Housing Streamlining

California’s housing shortage has prompted the legislature to carve out specific CEQA exemptions and streamlined approvals for qualifying residential projects. SB 423, an extension and expansion of earlier streamlining legislation, allows housing developments that meet defined affordability and zoning requirements to receive ministerial approval — meaning no CEQA review, no public hearing, and no environmental document. 11SF Planning. Streamlined Multifamily Housing Approval (SB 423) The trade-off is rigid: the project must comply with existing zoning, include specified percentages of affordable units, and meet labor and environmental site requirements. Projects on environmentally sensitive sites, within certain hazard zones, or on land with existing affordable housing are excluded.

The review timeline for projects that qualify is also compressed. Agencies must act within 90 days for projects of 150 units or fewer, and 180 days for larger projects. 11SF Planning. Streamlined Multifamily Housing Approval (SB 423) These deadlines are aggressive by CEQA standards, where a full EIR process can stretch well beyond a year. For developers who can meet the eligibility criteria, the streamlined path eliminates one of the most significant sources of delay and litigation risk in California housing construction.
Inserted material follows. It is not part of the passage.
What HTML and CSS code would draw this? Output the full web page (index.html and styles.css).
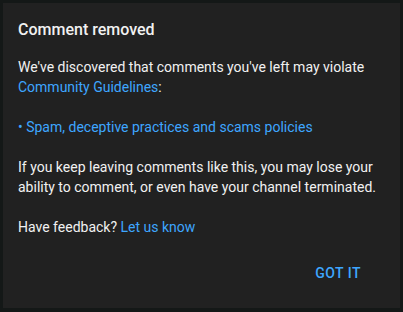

When Federal Review Overlaps With CEQA

Projects that involve federal funding, federal permits, or federal land may also require environmental review under the National Environmental Policy Act (NEPA). When both laws apply to the same project, the lead agencies can prepare a joint document that satisfies both CEQA and NEPA, avoiding duplicative analysis. California is one of roughly 16 states with its own environmental review law modeled on NEPA. 12Council on Environmental Quality. States and Local Jurisdictions with NEPA-like Environmental Planning Requirements The details of coordinating federal and state review vary by project, but the general principle is that agencies should share studies, hold joint hearings where possible, and produce a single environmental document rather than two parallel ones.